FCS playoff expansion boosts Butler, not YSU
By Joe Scalzo
YOUNGSTOWN
When the FCS playoffs expanded from 20 to 24 teams last season, it was a big boost for Butler and the Pioneer Football League.
The Missouri Valley Football Conference? Not so much.
“It didn’t benefit our conference in any way,” Youngstown State coach Eric Wolford said. “It benefited a lot of other people.”
Butler, which plays at YSU today, became the first team from the non-scholarship PFL to make the postseason last year, earning an automatic bid by winning a share of the conference title.
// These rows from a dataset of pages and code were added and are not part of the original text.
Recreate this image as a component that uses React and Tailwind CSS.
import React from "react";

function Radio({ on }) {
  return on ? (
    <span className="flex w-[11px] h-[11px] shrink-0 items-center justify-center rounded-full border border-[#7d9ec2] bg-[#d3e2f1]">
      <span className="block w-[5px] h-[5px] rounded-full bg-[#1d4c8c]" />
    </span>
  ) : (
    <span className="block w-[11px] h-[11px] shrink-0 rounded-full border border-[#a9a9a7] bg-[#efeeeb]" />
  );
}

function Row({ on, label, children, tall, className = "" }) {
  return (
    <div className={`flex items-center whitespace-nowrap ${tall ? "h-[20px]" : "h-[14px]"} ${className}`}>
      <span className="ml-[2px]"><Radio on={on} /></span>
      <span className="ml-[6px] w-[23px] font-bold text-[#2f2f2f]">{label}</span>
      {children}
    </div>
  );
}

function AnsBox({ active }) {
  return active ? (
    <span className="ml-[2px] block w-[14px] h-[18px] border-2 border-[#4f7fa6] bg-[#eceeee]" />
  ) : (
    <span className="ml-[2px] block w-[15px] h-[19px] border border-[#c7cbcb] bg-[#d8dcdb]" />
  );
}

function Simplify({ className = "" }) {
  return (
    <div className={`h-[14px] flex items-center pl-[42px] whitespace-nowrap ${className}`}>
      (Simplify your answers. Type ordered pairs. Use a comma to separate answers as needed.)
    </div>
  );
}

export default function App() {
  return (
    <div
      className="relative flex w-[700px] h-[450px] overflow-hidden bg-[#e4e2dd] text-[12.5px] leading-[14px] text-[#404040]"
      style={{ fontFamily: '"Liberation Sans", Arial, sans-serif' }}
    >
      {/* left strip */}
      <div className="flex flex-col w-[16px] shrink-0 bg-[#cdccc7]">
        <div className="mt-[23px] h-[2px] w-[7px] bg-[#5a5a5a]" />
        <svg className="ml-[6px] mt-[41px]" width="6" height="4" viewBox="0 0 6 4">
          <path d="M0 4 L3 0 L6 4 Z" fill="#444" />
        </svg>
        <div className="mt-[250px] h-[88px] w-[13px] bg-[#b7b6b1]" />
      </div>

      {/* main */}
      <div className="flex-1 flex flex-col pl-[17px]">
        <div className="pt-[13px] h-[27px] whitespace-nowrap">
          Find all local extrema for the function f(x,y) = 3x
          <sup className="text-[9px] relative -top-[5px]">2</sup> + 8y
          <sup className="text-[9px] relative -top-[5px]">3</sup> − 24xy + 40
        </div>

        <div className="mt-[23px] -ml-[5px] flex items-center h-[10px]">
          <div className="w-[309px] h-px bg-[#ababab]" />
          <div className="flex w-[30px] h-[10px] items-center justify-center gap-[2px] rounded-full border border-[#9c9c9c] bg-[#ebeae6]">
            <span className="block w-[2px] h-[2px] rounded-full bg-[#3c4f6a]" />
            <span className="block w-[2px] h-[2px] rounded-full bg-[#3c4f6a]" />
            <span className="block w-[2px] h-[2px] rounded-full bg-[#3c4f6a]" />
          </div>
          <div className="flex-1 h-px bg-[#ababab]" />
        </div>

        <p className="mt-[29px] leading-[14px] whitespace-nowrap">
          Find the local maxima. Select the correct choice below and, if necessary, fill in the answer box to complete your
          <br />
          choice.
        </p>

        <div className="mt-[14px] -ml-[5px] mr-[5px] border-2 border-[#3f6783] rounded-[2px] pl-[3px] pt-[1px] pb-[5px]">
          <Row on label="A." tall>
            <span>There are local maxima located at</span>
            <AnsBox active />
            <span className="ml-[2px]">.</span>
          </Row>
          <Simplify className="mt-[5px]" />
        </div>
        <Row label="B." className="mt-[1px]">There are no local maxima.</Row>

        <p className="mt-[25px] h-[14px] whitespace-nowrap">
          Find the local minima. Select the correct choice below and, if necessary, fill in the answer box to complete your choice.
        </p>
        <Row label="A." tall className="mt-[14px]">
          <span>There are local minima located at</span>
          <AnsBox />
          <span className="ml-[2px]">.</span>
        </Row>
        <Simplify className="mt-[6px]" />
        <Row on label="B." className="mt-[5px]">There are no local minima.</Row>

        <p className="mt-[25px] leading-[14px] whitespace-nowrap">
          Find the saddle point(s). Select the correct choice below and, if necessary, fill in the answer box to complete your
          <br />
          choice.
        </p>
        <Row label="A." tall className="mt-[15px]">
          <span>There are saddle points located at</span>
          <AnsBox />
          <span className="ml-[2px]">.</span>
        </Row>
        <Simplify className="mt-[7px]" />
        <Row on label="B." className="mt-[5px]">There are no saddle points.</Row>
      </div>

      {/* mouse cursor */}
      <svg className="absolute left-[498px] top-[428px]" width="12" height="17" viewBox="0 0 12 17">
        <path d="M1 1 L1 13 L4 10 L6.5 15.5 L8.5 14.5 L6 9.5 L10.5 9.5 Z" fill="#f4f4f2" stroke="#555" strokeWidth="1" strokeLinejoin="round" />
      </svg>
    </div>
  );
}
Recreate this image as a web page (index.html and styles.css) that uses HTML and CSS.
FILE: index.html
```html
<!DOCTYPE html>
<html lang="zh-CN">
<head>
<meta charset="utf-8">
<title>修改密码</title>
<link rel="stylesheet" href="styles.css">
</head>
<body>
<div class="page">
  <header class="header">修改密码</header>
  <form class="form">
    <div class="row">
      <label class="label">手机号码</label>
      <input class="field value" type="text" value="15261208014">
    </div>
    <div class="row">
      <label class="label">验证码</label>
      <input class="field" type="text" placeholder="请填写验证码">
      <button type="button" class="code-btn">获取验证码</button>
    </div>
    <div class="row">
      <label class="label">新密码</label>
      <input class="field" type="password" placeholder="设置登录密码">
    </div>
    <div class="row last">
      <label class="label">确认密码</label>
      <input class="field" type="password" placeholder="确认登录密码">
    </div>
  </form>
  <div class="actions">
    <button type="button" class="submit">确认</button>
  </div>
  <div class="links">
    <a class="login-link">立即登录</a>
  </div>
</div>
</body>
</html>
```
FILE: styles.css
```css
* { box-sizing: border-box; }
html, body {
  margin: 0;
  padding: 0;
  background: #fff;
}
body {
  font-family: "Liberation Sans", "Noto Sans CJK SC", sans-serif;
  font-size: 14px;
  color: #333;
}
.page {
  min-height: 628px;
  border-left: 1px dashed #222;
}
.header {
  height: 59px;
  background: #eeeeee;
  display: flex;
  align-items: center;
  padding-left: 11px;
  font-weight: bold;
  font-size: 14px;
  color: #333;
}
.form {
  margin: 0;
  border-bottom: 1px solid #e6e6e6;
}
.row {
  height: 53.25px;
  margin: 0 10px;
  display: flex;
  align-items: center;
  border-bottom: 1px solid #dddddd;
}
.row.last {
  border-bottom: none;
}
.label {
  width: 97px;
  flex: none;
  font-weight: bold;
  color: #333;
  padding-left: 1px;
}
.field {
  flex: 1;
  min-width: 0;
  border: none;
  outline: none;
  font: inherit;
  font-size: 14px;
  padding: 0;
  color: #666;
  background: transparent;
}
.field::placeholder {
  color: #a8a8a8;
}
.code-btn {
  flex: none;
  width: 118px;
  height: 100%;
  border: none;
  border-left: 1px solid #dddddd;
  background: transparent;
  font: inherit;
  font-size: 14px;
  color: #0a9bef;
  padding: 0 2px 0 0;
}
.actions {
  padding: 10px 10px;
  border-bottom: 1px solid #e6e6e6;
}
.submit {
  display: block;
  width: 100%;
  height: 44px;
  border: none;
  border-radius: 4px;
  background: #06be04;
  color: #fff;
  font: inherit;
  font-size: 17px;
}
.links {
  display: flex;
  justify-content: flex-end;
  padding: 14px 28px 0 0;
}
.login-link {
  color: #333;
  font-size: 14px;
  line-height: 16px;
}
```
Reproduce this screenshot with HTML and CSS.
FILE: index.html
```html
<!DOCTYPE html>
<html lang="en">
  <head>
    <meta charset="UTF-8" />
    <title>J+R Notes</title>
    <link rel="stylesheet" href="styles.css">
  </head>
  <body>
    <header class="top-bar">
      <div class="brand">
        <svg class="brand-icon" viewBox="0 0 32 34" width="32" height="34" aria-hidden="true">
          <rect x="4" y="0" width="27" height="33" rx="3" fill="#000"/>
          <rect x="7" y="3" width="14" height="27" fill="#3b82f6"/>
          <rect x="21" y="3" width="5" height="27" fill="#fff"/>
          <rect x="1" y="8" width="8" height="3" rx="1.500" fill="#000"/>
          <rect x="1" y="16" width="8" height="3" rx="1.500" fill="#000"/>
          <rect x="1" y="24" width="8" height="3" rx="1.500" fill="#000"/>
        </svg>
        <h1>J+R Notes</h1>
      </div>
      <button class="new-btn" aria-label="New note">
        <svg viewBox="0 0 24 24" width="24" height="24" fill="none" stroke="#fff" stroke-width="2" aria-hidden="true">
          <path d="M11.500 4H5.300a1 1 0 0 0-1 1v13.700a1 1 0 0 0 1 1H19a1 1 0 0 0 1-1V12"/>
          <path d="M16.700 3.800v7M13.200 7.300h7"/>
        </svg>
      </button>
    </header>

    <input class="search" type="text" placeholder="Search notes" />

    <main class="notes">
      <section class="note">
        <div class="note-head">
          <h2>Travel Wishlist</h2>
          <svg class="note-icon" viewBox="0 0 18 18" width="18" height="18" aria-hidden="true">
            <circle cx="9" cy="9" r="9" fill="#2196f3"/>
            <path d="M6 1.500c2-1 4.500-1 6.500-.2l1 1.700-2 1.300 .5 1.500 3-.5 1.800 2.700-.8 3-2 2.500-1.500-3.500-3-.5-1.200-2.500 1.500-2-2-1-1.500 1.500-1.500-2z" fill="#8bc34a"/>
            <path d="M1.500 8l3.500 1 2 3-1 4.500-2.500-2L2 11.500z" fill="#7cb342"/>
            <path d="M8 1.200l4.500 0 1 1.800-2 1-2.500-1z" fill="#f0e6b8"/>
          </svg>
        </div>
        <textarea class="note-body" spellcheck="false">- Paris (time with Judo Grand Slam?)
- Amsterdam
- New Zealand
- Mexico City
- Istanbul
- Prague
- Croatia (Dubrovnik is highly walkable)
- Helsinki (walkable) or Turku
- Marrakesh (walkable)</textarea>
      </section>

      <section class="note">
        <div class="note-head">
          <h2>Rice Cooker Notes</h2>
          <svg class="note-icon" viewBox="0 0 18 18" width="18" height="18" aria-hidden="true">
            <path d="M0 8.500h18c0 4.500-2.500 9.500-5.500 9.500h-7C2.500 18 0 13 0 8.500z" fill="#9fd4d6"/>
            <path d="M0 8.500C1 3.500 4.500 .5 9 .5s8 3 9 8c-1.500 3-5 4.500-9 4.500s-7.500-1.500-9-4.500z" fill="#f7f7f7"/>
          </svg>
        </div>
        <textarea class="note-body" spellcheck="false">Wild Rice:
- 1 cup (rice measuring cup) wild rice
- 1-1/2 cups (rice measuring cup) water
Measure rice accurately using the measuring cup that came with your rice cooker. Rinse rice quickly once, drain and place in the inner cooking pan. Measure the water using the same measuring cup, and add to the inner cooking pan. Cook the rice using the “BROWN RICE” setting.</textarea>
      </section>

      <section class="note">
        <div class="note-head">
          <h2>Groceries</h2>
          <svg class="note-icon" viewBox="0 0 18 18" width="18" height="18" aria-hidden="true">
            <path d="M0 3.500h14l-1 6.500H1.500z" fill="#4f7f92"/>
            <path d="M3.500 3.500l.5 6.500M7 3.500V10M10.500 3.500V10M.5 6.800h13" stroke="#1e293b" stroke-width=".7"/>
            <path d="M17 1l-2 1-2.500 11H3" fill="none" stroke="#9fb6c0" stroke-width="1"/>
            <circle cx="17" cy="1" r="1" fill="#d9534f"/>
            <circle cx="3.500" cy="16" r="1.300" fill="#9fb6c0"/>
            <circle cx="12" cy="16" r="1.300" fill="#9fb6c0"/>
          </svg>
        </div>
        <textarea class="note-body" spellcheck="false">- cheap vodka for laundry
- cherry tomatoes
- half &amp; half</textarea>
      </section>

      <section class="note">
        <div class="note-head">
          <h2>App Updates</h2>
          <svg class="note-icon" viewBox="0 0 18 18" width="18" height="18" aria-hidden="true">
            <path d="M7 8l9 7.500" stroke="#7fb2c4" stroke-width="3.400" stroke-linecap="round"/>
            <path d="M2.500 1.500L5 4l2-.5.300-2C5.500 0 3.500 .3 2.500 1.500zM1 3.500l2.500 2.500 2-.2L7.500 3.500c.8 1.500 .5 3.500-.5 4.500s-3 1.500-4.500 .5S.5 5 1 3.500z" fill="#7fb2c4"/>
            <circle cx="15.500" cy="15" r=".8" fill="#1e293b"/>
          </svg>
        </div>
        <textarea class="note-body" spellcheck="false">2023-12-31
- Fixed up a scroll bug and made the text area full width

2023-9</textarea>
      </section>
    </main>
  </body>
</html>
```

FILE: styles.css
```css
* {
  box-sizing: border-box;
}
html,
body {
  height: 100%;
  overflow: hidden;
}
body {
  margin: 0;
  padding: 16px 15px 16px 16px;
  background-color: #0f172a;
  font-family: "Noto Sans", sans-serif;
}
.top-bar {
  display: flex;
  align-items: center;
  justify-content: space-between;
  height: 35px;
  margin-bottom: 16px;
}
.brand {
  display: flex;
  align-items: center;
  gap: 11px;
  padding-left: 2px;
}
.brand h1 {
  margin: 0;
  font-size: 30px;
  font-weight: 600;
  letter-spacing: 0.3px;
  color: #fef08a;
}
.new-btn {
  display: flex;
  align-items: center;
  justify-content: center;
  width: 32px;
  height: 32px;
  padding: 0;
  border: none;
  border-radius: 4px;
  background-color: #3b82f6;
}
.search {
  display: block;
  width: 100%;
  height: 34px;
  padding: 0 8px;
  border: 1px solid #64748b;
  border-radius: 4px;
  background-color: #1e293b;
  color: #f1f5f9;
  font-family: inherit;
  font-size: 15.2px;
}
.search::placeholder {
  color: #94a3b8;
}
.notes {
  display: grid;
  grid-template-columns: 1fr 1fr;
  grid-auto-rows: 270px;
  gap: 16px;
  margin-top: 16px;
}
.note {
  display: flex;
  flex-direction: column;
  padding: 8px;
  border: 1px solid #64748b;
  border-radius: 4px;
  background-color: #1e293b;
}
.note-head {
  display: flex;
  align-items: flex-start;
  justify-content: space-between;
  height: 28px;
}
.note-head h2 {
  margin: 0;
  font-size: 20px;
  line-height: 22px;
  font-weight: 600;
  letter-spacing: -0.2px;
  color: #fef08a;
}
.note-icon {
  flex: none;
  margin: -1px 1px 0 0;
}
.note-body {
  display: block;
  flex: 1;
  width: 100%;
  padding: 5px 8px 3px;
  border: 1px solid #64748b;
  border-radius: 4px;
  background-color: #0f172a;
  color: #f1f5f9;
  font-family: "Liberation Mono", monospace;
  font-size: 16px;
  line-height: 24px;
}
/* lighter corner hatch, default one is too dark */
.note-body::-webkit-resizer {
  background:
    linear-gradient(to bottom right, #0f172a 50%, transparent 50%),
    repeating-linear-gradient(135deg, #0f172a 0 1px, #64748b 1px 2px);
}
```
The Bulldogs then lost to Ohio Valley Conference-member Tennessee State, 31-0, in the first round.
YSU, meanwhile, tied for second in the MVFC, which was ranked first in the FCS but had just two playoff teams: North Dakota State and South Dakota State.
That still doesn’t sit right with Wolford, whose team tied for second in the conference standings, but he said he’s given up trying to figure out what the playoff selection committee is going to do.
“I don’t have the formula,” he said. “I know it’s a hot topic of discussion at the Missouri Valley Conference. All I know is what we can control and that’s playing well and getting better, so that way when we get into conference play, we can function at a high level.”
All but two of the 13 FCS conferences earn automatic playoff bids — the Ivy League and the SWAC choose not to participate in the postseason — and while some believe the PFL doesn’t deserve to get a playoff team, there are still 13 at-large berths.
In the committee’s eyes, YSU didn’t do enough to earn one last year.
“Bottom line is last year, they were in the playoffs,” senior tight Nate Adams said of the Bulldogs. “And we obviously came up a little short, which I’ve still got a knife in my stomach about that.”
Drawing a crowd
Butler is the second of three straight home games against lower-level opponents. The other two, Duquesne and Saint Francis, compete in the Northeast Conference, which has a 40-scholarship limit — 23 short of the FCS maximum.
Some YSU fans are upset about having to buy tickets to watch mismatches, so Wolford was asked at Tuesday’s press conference, “How do you sell this game to them?”
“I think the thing is, obviously if you’re a Youngstown State Penguin fan, you enjoy seeing your kids play,” he said. “We have a ton of kids that are within an hour radius, whether it’s Cleveland to Pittsburgh, and there’s a lot of [those] kids on our football team that are playing. You support your team.
“When we were at South Carolina or [if you’re a fan at] Alabama, you don’t necessarily worry about who you’re playing. You go to support your team and that’s part of being a fan.”
Wolford also said it would help attendance if the weather would cooperate — it rained for several hours before last week’s home opener — and if “we could keep our tailgate lots from being so much fun.”